Wrong, bank loans create money in exactly the same manner as federal spending.

Among one difference is that you have to pay loans back so even if you are spending like you have the money in the short term most of the gain, unless you used the loan to start a business more profitable then what you borrowed, goes directly back to the banks. It creates an artificial sense of extra buying power and definitely increases prices where the extra money goes but there actually isn't extra money. Corporations are just lending you their money through banks and will get it back with interest. Loan availability does cause an increase in the amount of new businesses though and entrepreneurship which is one good effect.

No, see...no. This is all wrong. Bank loans create bank deposits, not the other way around. The causal and temporal sequence is bank makes loan --> loan is used for stuff --> the loan ends up as income for third parties --> the third parties deposit it in their banks. It's way more complicated than that in reality but that's the basis of how the process works.

I define inflation not as price increases but as changes in the value of the dollar against an international standard.

That's depreciation, not inflation.

What will ultimately make the dollar weaker than other currencies (and make it more expensive to import things) is if the US suffers sustained economic crisis due to a lack of aggregate demand (insufficient spending).
 
again, that's not "creating" new money. The money was always there. In the case of getting loans from the government, the government either borrowed, got if from taxes, or printed it. In the end only the government can create new money. Fractional reserve loaning is still not loaning money they don't have.
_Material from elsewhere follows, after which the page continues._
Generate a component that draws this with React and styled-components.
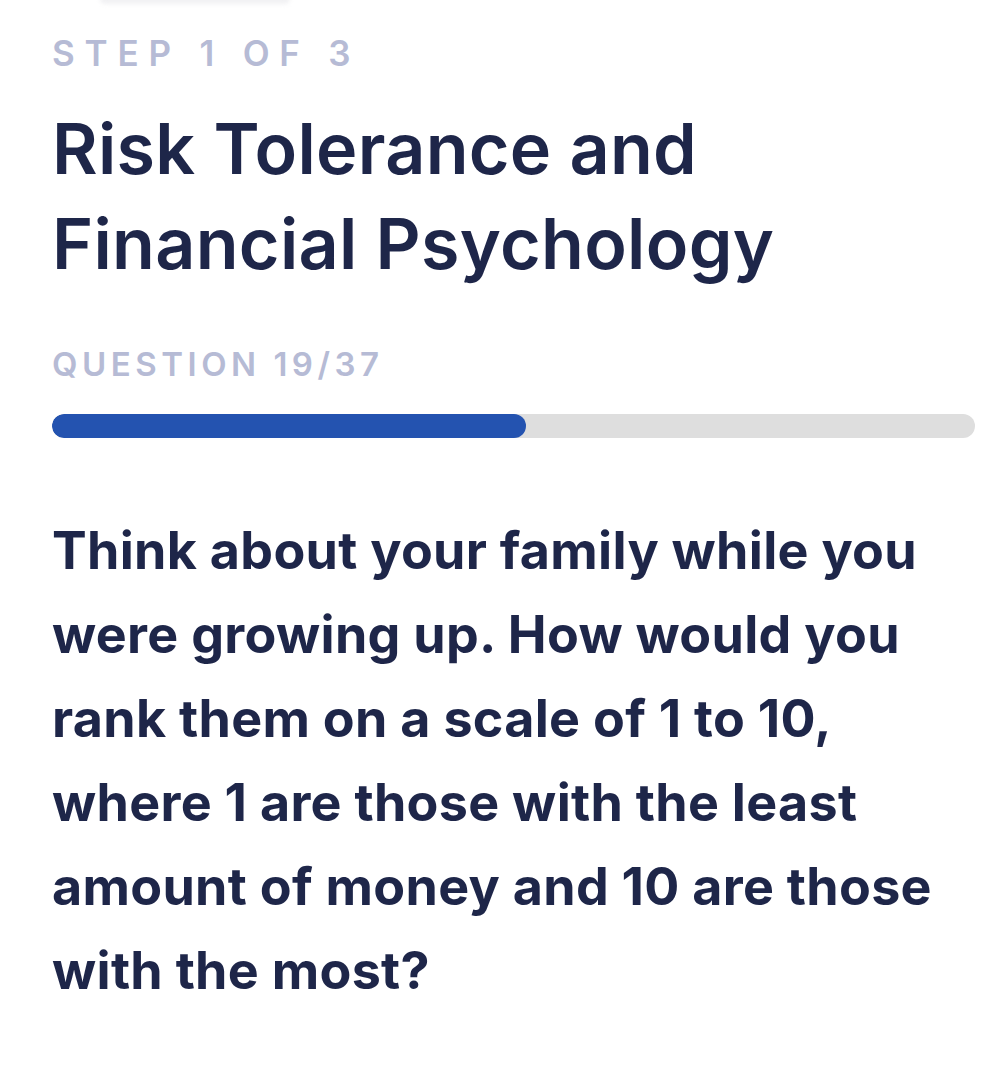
import React from 'react';
import styled, { createGlobalStyle } from 'styled-components';

const GlobalStyle = createGlobalStyle`
  body {
    margin: 0;
    background: #ffffff;
    font-family: Inter, "Noto Sans", sans-serif;
  }
`;

const Page = styled.div`
  position: relative;
  padding: 33px 25px 40px 52px;
  min-height: 1074px;
  box-sizing: border-box;
`;

const TopShade = styled.div`
  position: absolute;
  top: -6px;
  left: 100px;
  width: 190px;
  height: 10px;
  border-radius: 6px;
  background: #f1f1f3;
  filter: blur(2px);
`;

const Step = styled.div`
  font-size: 35px;
  line-height: 40px;
  font-weight: 600;
  letter-spacing: 9.8px;
  color: #b6bbd5;
`;

const Title = styled.h1`
  margin: 28px 0 0;
  font-size: 70px;
  line-height: 95px;
  font-weight: 600;
  letter-spacing: 0.3px;
  color: #1e2649;
`;

const Label = styled.div`
  margin-top: 53px;
  font-size: 33px;
  line-height: 40px;
  font-weight: 600;
  letter-spacing: 4.5px;
  color: #b6bbd5;
`;

const Track = styled.div`
  margin-top: 30px;
  height: 24px;
  border-radius: 12px;
  background: #dedede;
  overflow: hidden;
`;

const Fill = styled.div`
  height: 100%;
  border-radius: 12px;
  background: #2453b0;
`;

const Question = styled.p`
  margin: 71px 0 0;
  font-size: 52px;
  line-height: 84px;
  font-weight: 700;
  letter-spacing: 0.3px;
  color: #1e2649;
`;

export default function App() {
  const current = 19;
  const total = 37;
  return (
    <>
      <GlobalStyle />
      <Page>
        <TopShade />
        <Step>STEP 1 OF 3</Step>
        <Title>
          Risk Tolerance and
          <br />
          Financial Psychology
        </Title>
        <Label>QUESTION {current}/{total}</Label>
        <Track>
          <Fill style={{ width: `${(current / total) * 100}%` }} />
        </Track>
        <Question>
          Think about your family while you were growing up. How would you
          rank them on a scale of 1 to 10, where 1 are those with the least
          amount of money and 10 are those with the most?
        </Question>
      </Page>
    </>
  );
}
It just means they don't keep a big reserve to quickly pay back their own lenders and it's dangerous because if even 10% of the people who lent them money came and asked for it at once they wouldn't have it. Banks are supposed to keep around 10% in reserve but since loaning makes them money they have started to break this rule of thumb and hope they aren't asked to return their money by too many investors at once.

Anyway, You still can't give more loans then you have been given money so the banks have no power to create the money, they only make existing money that is not being used by lenders available to other people. I don't understand why this is not obvious. The money doesn't come out of nowhere and it will eventually go back to the banks with interest.

No. No, no, no. No.

So, you're kind of right that 'ultimately only the government can create new money' because while banks create money by originating loans, most of that money is destroyed by loan repayment after a relatively short period of time.
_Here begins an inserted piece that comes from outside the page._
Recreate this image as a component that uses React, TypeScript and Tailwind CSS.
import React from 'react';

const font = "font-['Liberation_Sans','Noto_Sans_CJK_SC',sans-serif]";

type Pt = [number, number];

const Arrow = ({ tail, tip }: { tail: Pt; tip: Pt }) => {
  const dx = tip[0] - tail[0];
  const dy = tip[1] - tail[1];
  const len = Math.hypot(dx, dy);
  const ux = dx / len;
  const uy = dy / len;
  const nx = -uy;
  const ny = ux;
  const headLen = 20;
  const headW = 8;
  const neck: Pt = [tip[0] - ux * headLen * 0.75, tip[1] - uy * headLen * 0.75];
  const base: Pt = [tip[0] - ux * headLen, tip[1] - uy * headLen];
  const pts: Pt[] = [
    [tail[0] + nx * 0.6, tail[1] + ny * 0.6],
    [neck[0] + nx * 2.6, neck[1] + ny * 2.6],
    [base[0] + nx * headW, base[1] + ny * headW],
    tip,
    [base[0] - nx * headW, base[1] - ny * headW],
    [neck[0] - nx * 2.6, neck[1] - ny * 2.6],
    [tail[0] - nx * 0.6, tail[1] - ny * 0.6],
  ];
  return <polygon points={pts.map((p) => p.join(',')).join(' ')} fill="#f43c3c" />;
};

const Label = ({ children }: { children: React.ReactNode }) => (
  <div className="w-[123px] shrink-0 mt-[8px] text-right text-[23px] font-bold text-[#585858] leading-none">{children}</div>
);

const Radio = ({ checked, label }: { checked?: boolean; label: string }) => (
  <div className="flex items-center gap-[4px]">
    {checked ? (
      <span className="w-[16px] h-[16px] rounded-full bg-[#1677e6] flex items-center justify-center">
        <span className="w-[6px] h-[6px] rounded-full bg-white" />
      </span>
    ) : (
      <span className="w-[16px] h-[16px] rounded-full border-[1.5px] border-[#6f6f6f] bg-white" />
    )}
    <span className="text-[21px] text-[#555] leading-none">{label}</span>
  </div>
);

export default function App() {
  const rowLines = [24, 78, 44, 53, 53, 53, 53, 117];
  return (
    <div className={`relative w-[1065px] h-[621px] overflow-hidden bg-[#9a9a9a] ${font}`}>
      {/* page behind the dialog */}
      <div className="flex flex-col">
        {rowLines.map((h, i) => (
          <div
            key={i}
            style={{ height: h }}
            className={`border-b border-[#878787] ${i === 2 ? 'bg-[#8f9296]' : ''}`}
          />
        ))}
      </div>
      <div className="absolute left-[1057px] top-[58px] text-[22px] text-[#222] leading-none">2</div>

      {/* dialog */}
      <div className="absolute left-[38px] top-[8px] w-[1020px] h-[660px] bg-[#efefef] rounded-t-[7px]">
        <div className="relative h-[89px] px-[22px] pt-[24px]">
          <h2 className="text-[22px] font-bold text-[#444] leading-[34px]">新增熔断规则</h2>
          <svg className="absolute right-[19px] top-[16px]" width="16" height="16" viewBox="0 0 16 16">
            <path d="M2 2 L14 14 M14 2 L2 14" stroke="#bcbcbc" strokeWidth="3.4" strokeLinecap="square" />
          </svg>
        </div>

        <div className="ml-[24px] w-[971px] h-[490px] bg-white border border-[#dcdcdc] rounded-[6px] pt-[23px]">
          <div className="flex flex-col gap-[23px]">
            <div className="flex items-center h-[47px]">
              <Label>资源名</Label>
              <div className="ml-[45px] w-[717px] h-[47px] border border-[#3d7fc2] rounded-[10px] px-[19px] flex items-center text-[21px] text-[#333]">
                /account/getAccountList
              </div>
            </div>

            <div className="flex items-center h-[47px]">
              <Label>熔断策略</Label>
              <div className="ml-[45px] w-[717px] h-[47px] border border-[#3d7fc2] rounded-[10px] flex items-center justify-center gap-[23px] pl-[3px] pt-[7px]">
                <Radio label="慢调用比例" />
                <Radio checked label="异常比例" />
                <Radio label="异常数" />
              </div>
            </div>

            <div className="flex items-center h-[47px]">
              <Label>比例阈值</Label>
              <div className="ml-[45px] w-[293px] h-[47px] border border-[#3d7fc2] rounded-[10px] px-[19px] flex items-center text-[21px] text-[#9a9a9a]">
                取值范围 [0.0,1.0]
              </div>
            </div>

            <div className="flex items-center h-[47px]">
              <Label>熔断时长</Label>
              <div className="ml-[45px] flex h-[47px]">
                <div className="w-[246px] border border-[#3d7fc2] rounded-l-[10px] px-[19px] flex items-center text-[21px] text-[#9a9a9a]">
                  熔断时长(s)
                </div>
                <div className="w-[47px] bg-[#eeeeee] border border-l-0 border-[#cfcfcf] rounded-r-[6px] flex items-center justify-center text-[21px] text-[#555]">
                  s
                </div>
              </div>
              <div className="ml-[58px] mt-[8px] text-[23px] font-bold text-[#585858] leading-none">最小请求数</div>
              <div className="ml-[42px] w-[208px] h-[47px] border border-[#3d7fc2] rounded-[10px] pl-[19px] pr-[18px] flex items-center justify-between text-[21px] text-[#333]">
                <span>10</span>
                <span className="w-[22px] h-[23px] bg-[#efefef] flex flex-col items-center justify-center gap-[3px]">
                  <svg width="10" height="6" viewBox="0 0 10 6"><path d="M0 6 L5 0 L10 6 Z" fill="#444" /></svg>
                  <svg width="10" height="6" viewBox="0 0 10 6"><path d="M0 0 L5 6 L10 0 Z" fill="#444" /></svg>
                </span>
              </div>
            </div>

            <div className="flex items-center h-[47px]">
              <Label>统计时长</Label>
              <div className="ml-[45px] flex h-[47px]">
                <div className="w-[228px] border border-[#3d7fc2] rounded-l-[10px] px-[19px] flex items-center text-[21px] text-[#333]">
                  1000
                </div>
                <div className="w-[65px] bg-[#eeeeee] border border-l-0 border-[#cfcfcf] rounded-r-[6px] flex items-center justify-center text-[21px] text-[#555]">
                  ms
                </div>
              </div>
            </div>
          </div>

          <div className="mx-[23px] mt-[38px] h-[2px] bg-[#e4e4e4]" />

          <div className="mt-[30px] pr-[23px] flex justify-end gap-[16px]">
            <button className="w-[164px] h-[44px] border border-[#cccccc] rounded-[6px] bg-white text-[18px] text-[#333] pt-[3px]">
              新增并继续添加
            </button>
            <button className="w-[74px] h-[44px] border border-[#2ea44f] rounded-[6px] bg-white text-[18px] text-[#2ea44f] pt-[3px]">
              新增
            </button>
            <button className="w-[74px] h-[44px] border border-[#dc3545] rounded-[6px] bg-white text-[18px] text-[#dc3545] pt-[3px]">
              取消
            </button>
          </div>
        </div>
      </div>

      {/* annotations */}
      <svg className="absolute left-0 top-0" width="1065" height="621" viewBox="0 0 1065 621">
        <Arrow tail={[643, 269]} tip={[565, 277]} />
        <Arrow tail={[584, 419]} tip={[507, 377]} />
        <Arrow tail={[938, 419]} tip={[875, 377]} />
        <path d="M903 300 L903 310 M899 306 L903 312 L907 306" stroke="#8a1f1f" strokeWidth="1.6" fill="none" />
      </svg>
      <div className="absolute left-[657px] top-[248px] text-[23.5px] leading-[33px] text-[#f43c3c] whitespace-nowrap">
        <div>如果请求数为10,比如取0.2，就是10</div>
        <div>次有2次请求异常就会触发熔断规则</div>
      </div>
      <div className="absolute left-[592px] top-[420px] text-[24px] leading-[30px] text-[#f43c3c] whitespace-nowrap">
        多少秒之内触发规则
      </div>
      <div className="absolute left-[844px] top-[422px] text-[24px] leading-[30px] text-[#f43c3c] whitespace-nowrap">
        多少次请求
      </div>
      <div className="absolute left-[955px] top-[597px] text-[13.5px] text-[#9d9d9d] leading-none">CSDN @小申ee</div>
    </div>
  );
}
But you've got fractional reserve banking completely wrong. The reserve requirement is actually an ex post facto requirement; it doesn't have any bearing on the actual operational process of loan origination. Banks originate as many loans as they think are going to be profitable, and then they interface with the Fed after this is done to satisfy their reserve requirements.

I would suggest reading Warren Mosler's 7 Deadly Innocent Frauds of Economic Policy as an introduction to these issues. It explains exactly how this works in very simple, non-theoretic, non-academic terms.
 
again, that's not "creating" new money. The money was always there. In the case of getting loans from the government, the government either borrowed, got if from taxes, or printed it. In the end only the government can create new money. Fractional reserve loaning is still not loaning money they don't have. It just means they don't keep a big reserve to quickly pay back their own lenders and it's dangerous because if even 10% of the people who lent them money came and asked for it at once they wouldn't have it. Banks are supposed to keep around 10% in reserve but since loaning makes them money they have started to break this rule of thumb and hope they aren't asked to return their money by too many investors at once.
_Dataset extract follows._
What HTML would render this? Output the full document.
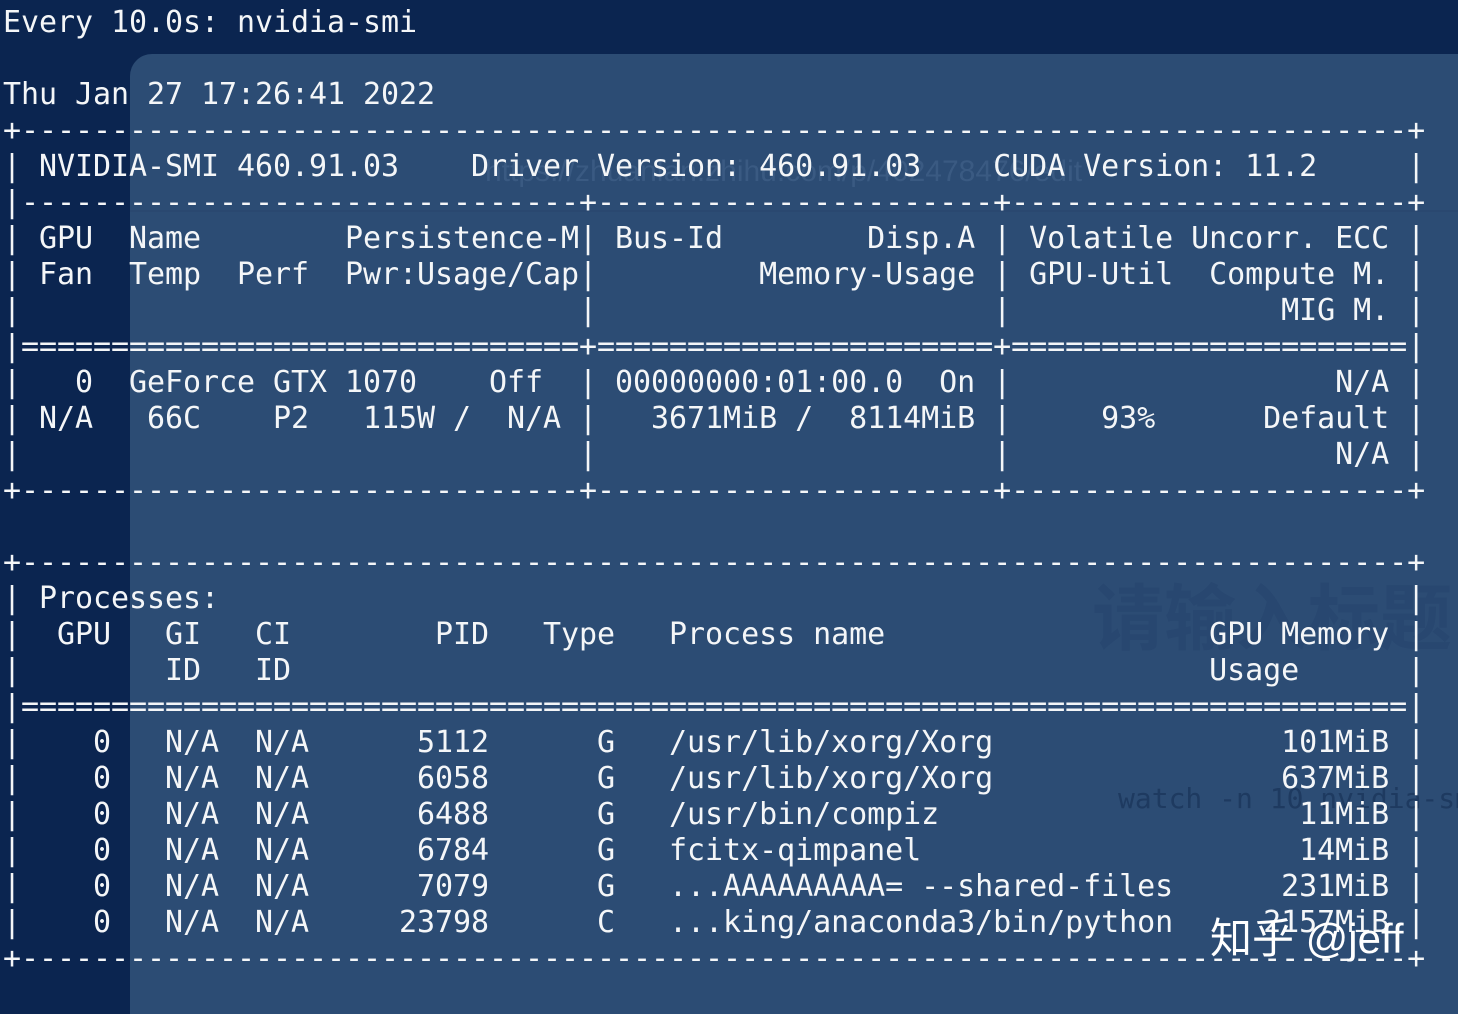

Anyway, You still can't give more loans then you have been given money so the banks have no power to create the money, they only make existing money that is not being used by lenders available to other people. I don't understand why this is not obvious. The money doesn't come out of nowhere and it will eventually go back to the banks with interest. Now this has become less obvious since the government has started to print money and then immediately lend it to banks to invest into the economy. But again, this is the government creating the money, not the bank, the bank is just the distribution agent.

I don't think you understand how money theory works. The banks loan money that doesn't exist yet. Thus they spend it/loan it into existence. Quick google search dude.

http://positivemoney.org/how-money-works/how-banks-create-money/

Modern money is all electronic and not even real. It's just perception. And then it gets regulated to maintain that perception and have a healthy economy.
 
I'm fine with using the word "inflation" to mean price changes. A lot of people in economics use it that way, I'm just telling you I don't think it's as good a standard to measure things since prices can be both local, national, and international. And some can be going up while others go down.
 
No one who knows what they're talking about uses 'inflation' to mean localized price changes.
 
Ok I checked out your link and I'm beginning to see what you are saying. i can see how banks could "create" new accounts out of nothing if all the money was kept virtually in cards or checks and never converted to something like cash. I was imagining there was a cash intermediary at some step that would ensure accountability but in our modern world this is probably only sometimes the case. When the loans are paid back the new money is destroyed, yes, but I guess the inflation comes from the "interest" the bank keeps. And the reserve is federally mandated correct? After the fact? To back the virtual accounts? I actually have never read in detail about modern banking, just classical, so this is interesting to learn.

However, another question comes to mind. the banks had to have a large reserve of actual money to start this process so that other parties would trust that they could pay back what they promised. That is before everyone became so trusting of the system they kept everything virtual. If they are indeed issuing all the loans they think will be profitable and people are slowly defaulting on them when they get too far in debt, then eventually this process means they will own nearly everything with no risk to themselves as long as people keep borrowing from them. I actually don't keep a credit card or borrow money because I've had friends that got in over their head from the process and I just keep a debit account for my spending, however, if this article is right I'm constantly losing money to inflation like this because banks no longer really give much interest to account holders, but instead rely on consumers to keep them open through convenience. They claim prices are going up by 11% every year which is higher then reported by the federal government. From my classes in economics I am under the impression that as long as inflation is happening loans benefit the ones receiving them because the amount they need to pay back is reduced by inflation. Of course if the bubble pops everyone relying on this is screwed. I hope we don't trigger another great depression with this crap.

thanks for the info, now I'm even more jaded. :D I thought there were laws to prevent this after the Great Depression and control bank behavior because something similar happened then. Did we remove them recently?